In our experience, and that of others,1-4 the most frequently documented progression of disease is as follows: A firm, palpable nodular lesion develops at the injury
site and insidiously progresses to involve other regional dermal and subcutaneous tissues. The initial clinical appearance
of these lesions can be similar to that of a cat bite abscess (Figure 1) except that empirical abscess management consisting of drainage, cleansing, and short-term systemic antibiotic therapy fails
to resolve the lesion. Classically, the disease gradually infiltrates adipose tissue underlying the trauma site, resulting
in palpable thickening and a concentric spread within the surrounding skin.1,2 The initial nodular lesion usually becomes alopecic and ulcerated and typically develops multiple, small-diameter, fistulous
tracts (Figures 2 & 3). The often serous to seromucous drainage from the fistulous tracts does not resemble the pungent, purulent exudates commonly
seen with ruptured cat bite abscesses. Multifocal, purplish lesions often develop adjacent to fistulous tracts and represent
areas of thin skin (see inset in Figure 2).2 AMP can have other primary manifestations besides that of erosive, nodular dermatoses, such as a macular or papular eruption.

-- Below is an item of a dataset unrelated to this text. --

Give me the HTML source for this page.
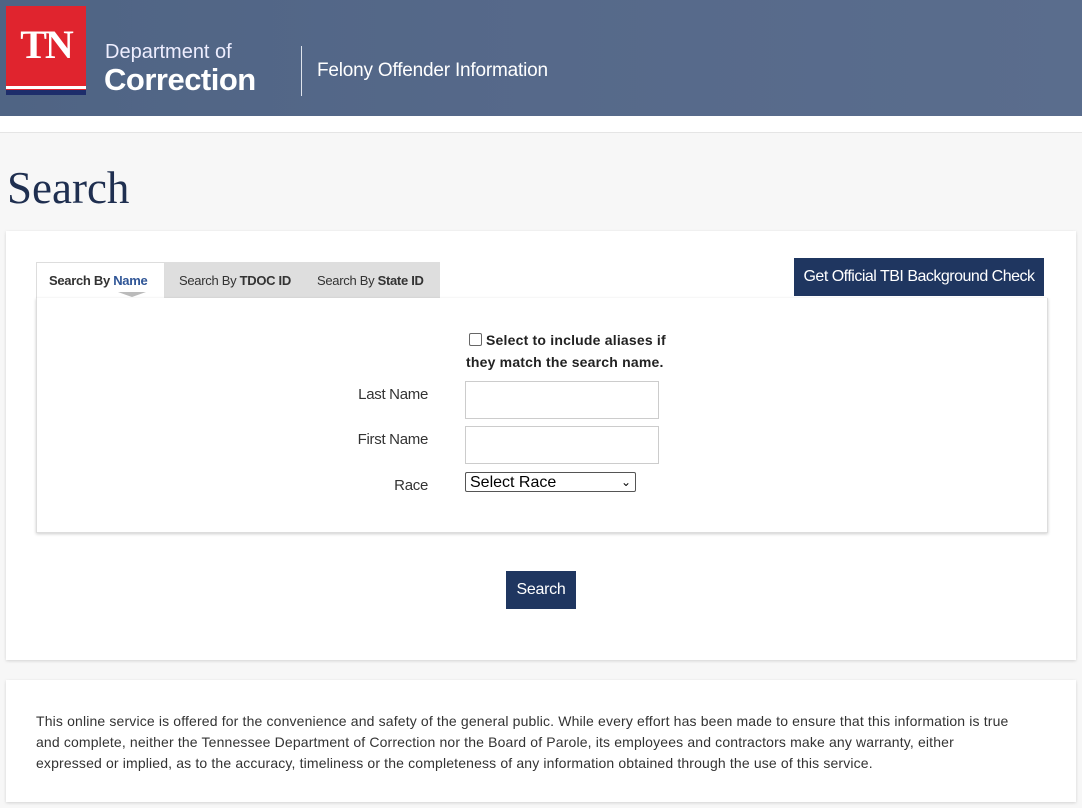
<!DOCTYPE html>
<html><head><style>
body{margin:0;background:#f7f7f7;font-family:"Liberation Sans",sans-serif;width:1082px;height:808px;overflow:hidden;position:relative}
.hdr{position:absolute;left:0;top:0;width:1082px;height:116px;background:linear-gradient(90deg,#4f6484,#56698a 50%,#5a6d8d)}
.logo{position:absolute;left:6px;top:6px;width:80px;height:89px;background:#e0242e}
.logo .t{position:absolute;left:0;top:15px;width:80px;text-align:center;color:#fff;font-family:"Liberation Serif",serif;font-weight:bold;font-size:40px;letter-spacing:-2px}
.logo .w{position:absolute;left:0;top:80px;width:80px;height:3px;background:#fff}
.logo .b{position:absolute;left:0;top:84px;width:80px;height:5px;background:#1d2d6b}
.ht{position:absolute;color:#fff}
.line{position:absolute;left:301px;top:46px;width:1px;height:50px;background:#dfe4ec}
.panel{position:absolute;background:#fff;box-shadow:0 1px 3px rgba(0,0,0,.15)}
.tabs{position:absolute;left:36px;top:262px;height:36px;width:404px;background:#dedede;font-size:13px;letter-spacing:-.3px}
.tab{position:absolute;top:0;height:36px;line-height:38px;color:#333}
.form{position:absolute;left:36px;top:298px;width:1010px;height:234px;background:#fff;border:1px solid #ddd;box-shadow:0 1px 3px rgba(0,0,0,.2);border-top:none}
.lbl{position:absolute;font-size:15px;color:#333;text-align:right;width:120px;letter-spacing:-.3px}
.inp{position:absolute;left:465px;width:192px;height:36px;border:1px solid #ccc;background:#fff}
.btn{position:absolute;background:#1f3660;color:#fff;font-size:16px;text-align:center}
</style></head><body>
<div class="hdr"></div>
<div class="logo"><div class="t">TN</div><div class="w"></div><div class="b"></div></div>
<div class="ht" style="left:105px;top:41px;font-size:20px;color:#eef">Department of</div>
<div class="ht" style="left:104px;top:62px;font-size:31px;font-weight:bold;letter-spacing:-.5px">Correction</div>
<div class="line"></div>
<div class="ht" style="left:317px;top:60px;font-size:19px;letter-spacing:-.2px">Felony Offender Information</div>
<div style="position:absolute;left:0;top:116px;width:1082px;height:16px;background:#fff;border-bottom:1px solid #e5e5e5"></div>
<div style="position:absolute;left:7px;top:162px;font-family:'Liberation Serif',serif;font-size:45px;color:#1f2f50">Search</div>
<div class="panel" style="left:6px;top:231px;width:1070px;height:429px"></div>
<div class="tabs">
<div style="position:absolute;left:0;top:0;width:129px;height:37px;background:#fff;border:1px solid #ddd;border-bottom:none;box-sizing:border-box"></div>
<div class="tab" style="left:13px;font-weight:bold">Search By <span style="color:#2f5596">Name</span></div>
<div style="position:absolute;left:82px;top:30px;width:0;height:0;border-left:14px solid transparent;border-right:14px solid transparent;border-top:5px solid #bbb"></div>
<div class="tab" style="left:143px">Search By <b>TDOC ID</b></div>
<div class="tab" style="left:281px">Search By <b>State ID</b></div>
</div>
<div class="btn" style="left:794px;top:258px;width:250px;height:38px;line-height:38px;letter-spacing:-.5px;font-size:16px">Get Official TBI Background Check</div>
<div class="form"></div>
<div style="position:absolute;left:466px;top:329px;font-size:14px;font-weight:bold;color:#222;line-height:22px;width:220px;letter-spacing:.2px"><span style="display:inline-block;width:11px;height:11px;border:1px solid #666;border-radius:2px;vertical-align:-1px;margin-right:4px;margin-left:3px"></span>Select to include aliases if<br>they match the search name.</div>
<div class="lbl" style="left:308px;top:386px">Last Name</div>
<div class="inp" style="top:381px"></div>
<div class="lbl" style="left:308px;top:431px">First Name</div>
<div class="inp" style="top:426px"></div>
<div class="lbl" style="left:308px;top:477px">Race</div>
<div style="position:absolute;left:465px;top:472px;height:20px;border:1px solid #555;border-radius:2px;background:#fff;font-size:16px;line-height:19px;padding-left:4px;box-sizing:border-box;width:171px">Select Race<span style="position:absolute;right:4px;top:0;font-size:12px">&#8964;</span></div>
<div class="btn" style="left:506px;top:571px;width:70px;height:38px;line-height:38px;letter-spacing:-.3px">Search</div>
<div class="panel" style="left:6px;top:680px;width:1070px;height:122px"></div>
<div style="position:absolute;left:36px;top:711px;width:1040px;font-size:14px;line-height:21px;color:#333;white-space:nowrap;letter-spacing:.15px">This online service is offered for the convenience and safety of the general public. While every effort has been made to ensure that this information is true<br>and complete, neither the Tennessee Department of Correction nor the Board of Parole, its employees and contractors make any warranty, either<br>expressed or implied, as to the accuracy, timeliness or the completeness of any information obtained through the use of this service.</div>
</body></html>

A wide variety of secondary dermal lesions can occur in AMP cases, often including alopecia, ulcers, erosions, and scales.
2. Inguinal dermatitis and panniculitis in a cat with AMP characterized by a large subcutaneous nodule (arrowheads) surrounded
by adjacent multifocal, punctate ulcers and fistulous tracts. The inset is a close-up view, showing the depressed, purplish
areas (arrows) between fistulous tracts that represent areas of thinned epidermis.
In cats with AMP, the lesions are most frequently distributed over the inguinal and ventral abdominal fat pads. The group
IV mycobacteria have a predilection for infecting adipose tissues and obese individuals.1,2 It has been suggested that the triglyceride-rich adipose tissue microenvironment serves as a preferential growth medium
for rapidly growing mycobacteria7,8 or may protect the organisms from destruction by the host's immune system.7,8
3. Panniculitis of the left flank region in a cat due to AMP. The multifocal draining tract sinuses and regional alopecia
have progressed to involve the flank from an original lesion on the ventral abdomen.
Lesions in cats with AMP are typically limited to the dermis, subcutaneous adipose tissue, and surrounding deep musculature;
systemic signs of illness are uncommon. When present, constitutional signs of illness are nonspecific and include low-grade
pyrexia, lethargy, inappetence, localized pain or pruritus, and weight loss.1,2 Dissemination of the infection to internal visceral structures has been uncommonly reported,9 despite the long duration of disease and extensive dermatologic lesions in some cats.